Dear Bill, dear all,
I am afraid I have a last question on this matter. The results for the ICCs/VPCs are very sensitive to the chosen starting values.
Code: Select all
*three non-nested random terms
matrix b = (.20,.20,.20,.20,.20)
runmlwin DV cons, level4(cluster1: cons) level3(cluster2: cons) ///
level2(cluster3: cons) level1(ID: ) mcmc(cc on) initsb(b) discrete(distribution(binomial) link(logit) denom(cons)) nopause
runmlwin DV cons, level4(cluster1: cons) level3(cluster2: cons) ///
level2(cluster3: cons) level1(ID: ) mcmc(cc on) initsprevious discrete(distribution(binomial) link(logit) denom(cons)) nopause
display [RP4]var(cons)/([RP4]var(cons) + [RP3]var(cons) + [RP2]var(cons) + (_pi^2)/3)
display [RP3]var(cons)/([RP4]var(cons) + [RP3]var(cons) + [RP2]var(cons) + (_pi^2)/3)
display [RP2]var(cons)/([RP4]var(cons) + [RP3]var(cons) + [RP2]var(cons) + (_pi^2)/3)
If I now re-run the last bit several times the results change in an order of magnitude from ICC1 being ~0.015 to 0.005.
(i.e.:
Code: Select all
runmlwin DV cons, level4(cluster1: cons) level3(cluster2: cons) ///
level2(cluster3: cons) level1(ID: ) mcmc(cc on) initsprevious discrete(distribution(binomial) link(logit) denom(cons)) nopause
runmlwin DV cons, level4(cluster1: cons) level3(cluster2: cons) ///
level2(cluster3: cons) level1(ID: ) mcmc(cc on) initsprevious discrete(distribution(binomial) link(logit) denom(cons)) nopause
runmlwin DV cons, level4(cluster1: cons) level3(cluster2: cons) ///
level2(cluster3: cons) level1(ID: ) mcmc(cc on) initsprevious discrete(distribution(binomial) link(logit) denom(cons)) nopause
....
I know, ICCs/VPCs from an empty logit model are approximations and somewhat shaky, and these ICCs above are very small, but I would like to understand what I can do in order to minimize this issue. Would looping over the last snippet and running it 10 (100?) times be a solution (assuming that because of "initsprevious" the difference should get smaller over time?) Is there a more elegant way like bootstrapping that would be beneficial?

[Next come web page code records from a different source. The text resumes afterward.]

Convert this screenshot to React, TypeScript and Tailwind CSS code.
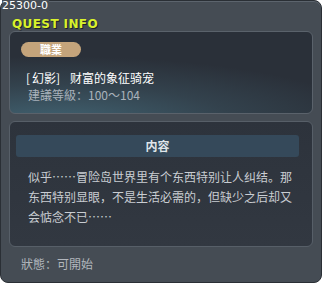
export default function App() {
  return (
    <div className="w-[322px] h-[284px] bg-white font-['Noto_Sans_CJK_SC',sans-serif]">
      <div className="relative w-[322px] h-[283px] rounded-[8px] bg-[#454c54] border border-[#2a2f35] shadow-[inset_0_1px_0_#5c646d] flex flex-col">
        {/* id tag sits over the frame corner */}
        <span className="absolute left-[1px] -top-[1px] text-[11px] leading-[12px] text-white font-['DejaVu_Sans',sans-serif] bg-[#454c54] pr-[1px]">
          25300-0
        </span>
        <div className="h-[30px] pl-[11px] pt-[8px]">
          <span className="text-[12px] leading-[12px] font-bold text-[#d9f22c] tracking-[0.4px] font-['DejaVu_Sans',sans-serif] [text-shadow:1px_1px_0_#1e2226]">
            QUEST INFO
          </span>
        </div>
        <div className="mx-[8px] h-[83px] rounded-[6px] border border-[#5a626b] bg-[radial-gradient(ellipse_130%_100%_at_15%_110%,#416271_0%,#33424d_45%,#2a3039_80%)] px-[11px] pt-[10px]">
          <div className="w-[60px] h-[15px] rounded-full bg-[#c4a47b] flex items-center justify-center text-[11px] font-bold text-white leading-none">
            職業
          </div>
          <div className="mt-[14px] text-[12px] leading-[14px] text-white pl-[5px]">
            <span className="inline-block w-[6px]">[</span>幻影<span className="inline-block w-[14px]">]</span>财富的象征骑宠
          </div>
          <div className="mt-[3px] text-[12px] leading-[14px] text-[#a9b2bb] pl-[7px]">建議等級：100～104</div>
        </div>
        <div className="mt-[7px] mx-[8px] h-[126px] rounded-[6px] border border-[#575f68] bg-gradient-to-b from-[#2d333c] to-[#323841] pt-[13px]">
          <div className="ml-[6px] mr-[13px] h-[22px] rounded-[3px] bg-[#35495a] flex items-center justify-center text-[12px] font-bold text-[#dfe5ea]">
            内容
          </div>
          <p className="mt-[10px] px-[18px] text-[12px] leading-[20px] text-[#c9cdd2]">
            似乎……冒险岛世界里有个东西特别让人纠结。那东西特别显眼，不是生活必需的，但缺少之后却又会惦念不已……
          </p>
        </div>
        <div className="mt-[10px] pl-[20px] text-[12px] leading-[14px] text-[#b2b7bd]">狀態：可開始</div>
      </div>
    </div>
  )
}
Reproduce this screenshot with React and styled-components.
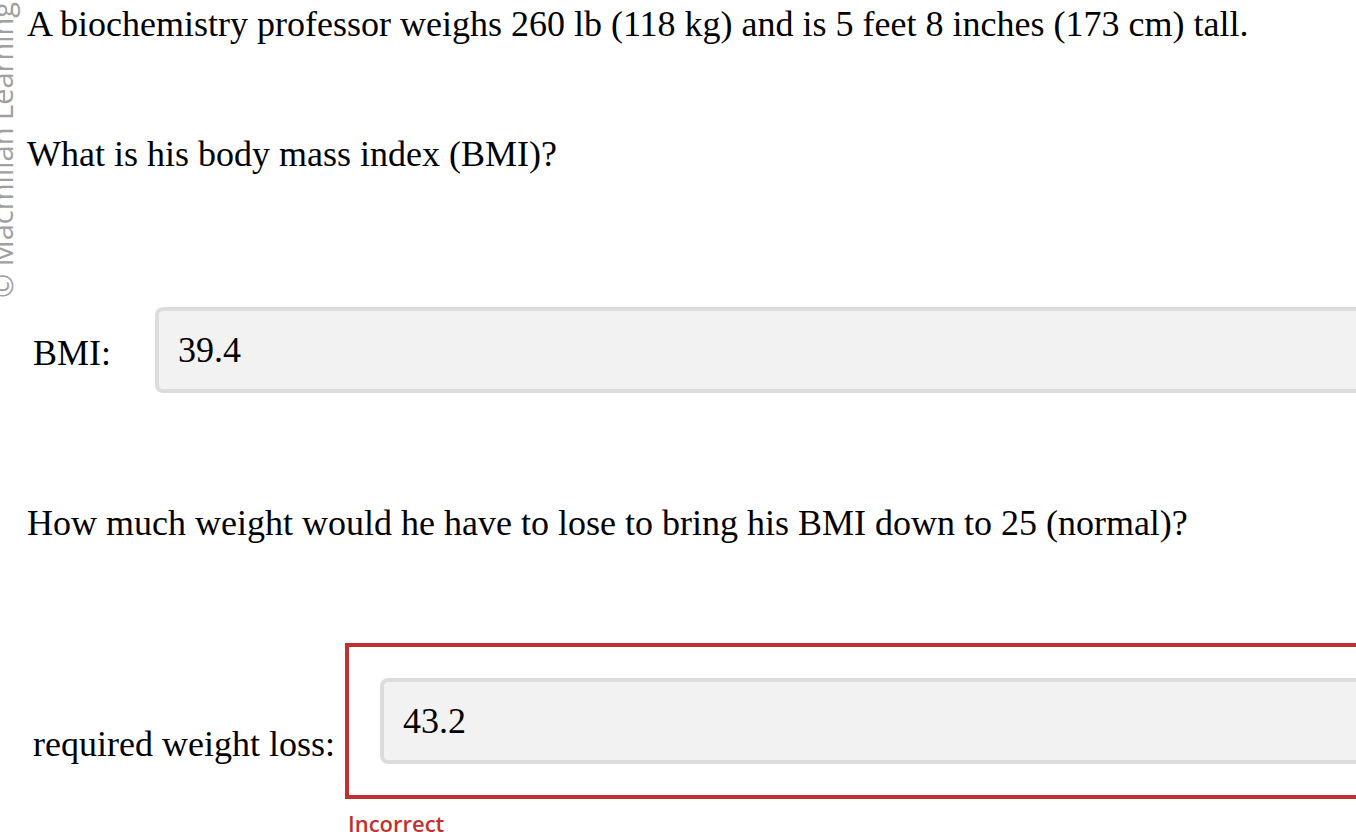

In a similar vein, whether I start with "matrix b = (.20,.20,.20,.20,.20)" and then refer to these arbitrary values with initsprevious (first model) or whether I leave this out in the very first line (i.e.
Code: Select all
runmlwin DV cons, level4(cluster1: cons) level3(cluster2: cons) ///
level2(cluster3: cons) level1(ID: ) discrete(distribution(binomial) link(logit) denom(cons)) nopause
and then
Code: Select all
runmlwin DV cons, level4(cluster1: cons) level3(cluster2: cons) ///
level2(cluster3: cons) level1(ID: ) mcmc(cc on) initsprevious discrete(distribution(binomial) link(logit) denom(cons)) nopause
has a large impact on the final result even after updating the model several times. What would be preferable, w or w/o the manually set initial values? Am I right to assume that it shouldn't matter eventually once I have run the model 100 times?
Thank you very much for your time in advance.
Best
Johannes
PD. This is likely related to a small sample size issue; there, I have 3000 individuals in three cross-classified clusters. When using an alternative database with 100.000 the changes in ICCs seem to be smaller.